Some corking alternatives to the Irish stew’n’mash

Some traditions are just too sacred to mess with, though.

Cabbage and potatoes are Ireland's traditional staples. Photograph: Peter Bagi

With every pub in the area pushing its St Patrick’s Day menu (aka stew’n’mash), I can’t help but chuckle at the idea of marking the occasion with a meal. Let’s be honest – like us, the Irish don’t have much to celebrate in the way of culinary heritage. My grandmother, a tiny Dubliner, lived well into her eighties on a diet of Silk Cut and Thornton’s toffee and I’ve always thought it telling that my mother hasn’t touched a potato since she left home.

There are historic reasons for this. The Cork-based chef Denis Cotter wrote a few years ago that, given the past poverty of the country, “It’s a bit rich expecting us to have concocted a food culture that would stand up as a coherent cuisine.” Traditional Irish cooking is simple for a reason: if you only have an open fire to work with, boiled bacon and cabbage is about as gastro as it’s going to get.

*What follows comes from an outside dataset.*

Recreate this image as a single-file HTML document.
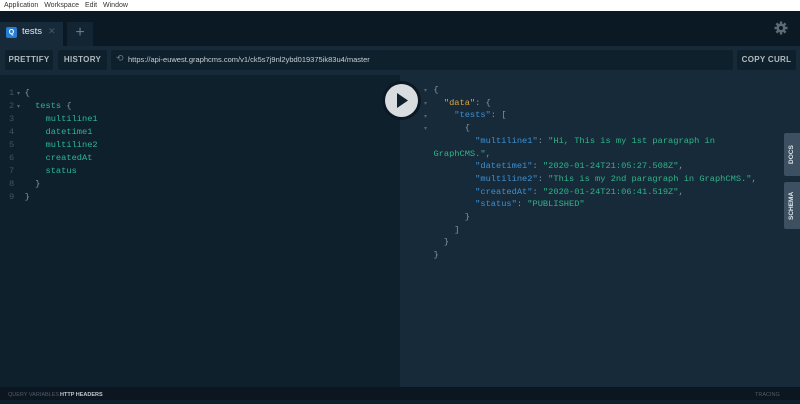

Plainness and solidity remained the chief culinary virtues in Ireland long after the fitted kitchen made its debut: great reverence has always been paid to the Holy Trinity of meat, vegetables and potatoes, a routine broken only on Fridays, when dinner is boiled fish and white sauce instead. Accompanied by potatoes.

You can’t get away from spuds in Ireland: before the great famine, the average cottager consumed between seven and 14 pounds a week – not that many of them had much choice in the matter. The subsequent crop failures cost the country almost a third of its population yet, up until the accession of Poland and Latvia, the Irish remained the biggest consumers of potatoes per capita in the EU. (Britain lagged a poor second.)

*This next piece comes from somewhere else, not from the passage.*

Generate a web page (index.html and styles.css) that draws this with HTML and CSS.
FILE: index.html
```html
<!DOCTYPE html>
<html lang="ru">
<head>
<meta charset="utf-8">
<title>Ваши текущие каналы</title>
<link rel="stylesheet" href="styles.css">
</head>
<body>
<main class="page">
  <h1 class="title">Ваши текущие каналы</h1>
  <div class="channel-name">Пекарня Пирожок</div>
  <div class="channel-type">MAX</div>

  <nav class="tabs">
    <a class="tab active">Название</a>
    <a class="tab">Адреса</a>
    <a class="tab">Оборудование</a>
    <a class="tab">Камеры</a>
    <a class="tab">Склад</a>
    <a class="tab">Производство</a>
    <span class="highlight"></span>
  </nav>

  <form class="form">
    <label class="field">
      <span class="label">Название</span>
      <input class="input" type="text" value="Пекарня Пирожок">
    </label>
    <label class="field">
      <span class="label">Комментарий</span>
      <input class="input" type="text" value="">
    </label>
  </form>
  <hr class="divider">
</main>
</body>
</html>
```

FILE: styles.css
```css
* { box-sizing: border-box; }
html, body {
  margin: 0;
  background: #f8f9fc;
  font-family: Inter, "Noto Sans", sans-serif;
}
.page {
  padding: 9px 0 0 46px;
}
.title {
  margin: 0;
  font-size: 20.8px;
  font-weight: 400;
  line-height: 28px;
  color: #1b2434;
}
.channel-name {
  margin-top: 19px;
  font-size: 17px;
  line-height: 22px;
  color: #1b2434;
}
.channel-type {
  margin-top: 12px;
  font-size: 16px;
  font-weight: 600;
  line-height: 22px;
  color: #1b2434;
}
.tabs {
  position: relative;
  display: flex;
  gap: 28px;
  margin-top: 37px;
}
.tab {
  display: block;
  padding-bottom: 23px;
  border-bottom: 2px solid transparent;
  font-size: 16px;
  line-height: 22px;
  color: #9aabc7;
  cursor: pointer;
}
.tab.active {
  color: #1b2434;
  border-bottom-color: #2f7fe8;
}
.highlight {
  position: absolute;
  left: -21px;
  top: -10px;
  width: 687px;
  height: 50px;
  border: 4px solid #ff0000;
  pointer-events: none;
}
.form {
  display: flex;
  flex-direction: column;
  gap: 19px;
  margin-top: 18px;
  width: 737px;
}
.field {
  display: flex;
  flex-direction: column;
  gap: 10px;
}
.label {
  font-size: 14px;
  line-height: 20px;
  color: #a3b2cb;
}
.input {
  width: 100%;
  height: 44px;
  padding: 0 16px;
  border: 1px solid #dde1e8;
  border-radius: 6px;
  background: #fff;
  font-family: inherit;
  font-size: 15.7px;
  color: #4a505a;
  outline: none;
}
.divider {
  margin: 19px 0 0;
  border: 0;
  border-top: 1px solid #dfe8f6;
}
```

Despite this ongoing obsession with tubers, which I blame for an unfortunate experience with a mashed potato spring roll in Wexford a couple of years ago, Irish food has undergone a quiet transformation in the past few decades, in part thanks to a few pioneers such as the Allen family at Ballymaloe House in Cork.

Myrtle Allen, a farmer’s wife and keen cook, opened a restaurant in her home in 1964, when eating out in Ireland came in two flavours: fancy French or the chipper. She was determined to make the most of the produce on her doorstep and Ballymaloe’s championing of local farmers, fishermen and cheese makers at a time when anything Irish was deeply unfashionable is at least partly responsible for the wealth of artisan food producers in its vicinity today, still supplying Myrtle and her now rather well-known country house hotel and restaurant.

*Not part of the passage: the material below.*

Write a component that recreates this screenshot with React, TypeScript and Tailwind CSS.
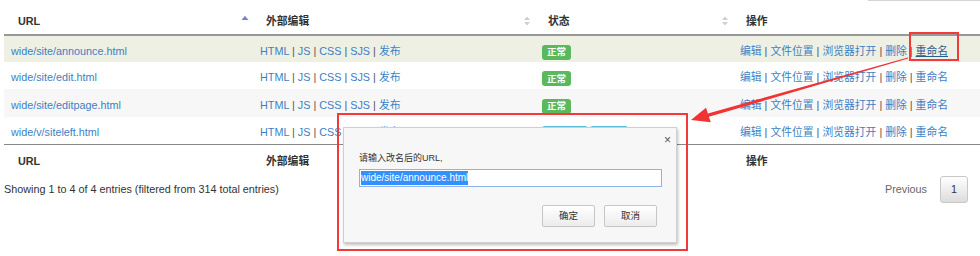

West Cork is a place that could be described as a food hot spot, if that weren’t so at odds with the local pace of life – at times, it can feel a bit like a gastro-commune. I bump into Darina Allen, Myrtle’s daughter-in-law and head of Ballymaloe’s cookery school, at Glenilen Farm dairy, where the farmer Alan Kingston explains to me in great detail why the rain makes Irish milk the best in the world. (Something to do with carotene in the grass, apparently.)

He’s having Giana Ferguson, who makes the mellow Gubbeen washed-rind cheese down the road in Schull, over to lunch and she kindly brings some of her son Fingal’s Cork chorizo for us to try as well.

The following day, we breakfast with Jack McCarthy, butcher and champion black pudding maker, at Cork’s English Market, before popping in to see Anthony Cresswell at his riverside Ummera smokehouse for some organic salmon. Everyone seems to know each other and not one of them attempts to feed us a potato.

It’s the simple, slow food the Irish do best, relying on their world-class grass, cold Atlantic waters and the old adage, co-opted by their best-known export, that good things come to those who wait. It’s time to look beyond the old stereotypes. There’s much more to modern Irish cooking than mash.

For all that, I’ll be celebrating St Patrick’s Day with a pint and packet of Taytos. Some traditions are just too sacred to mess with.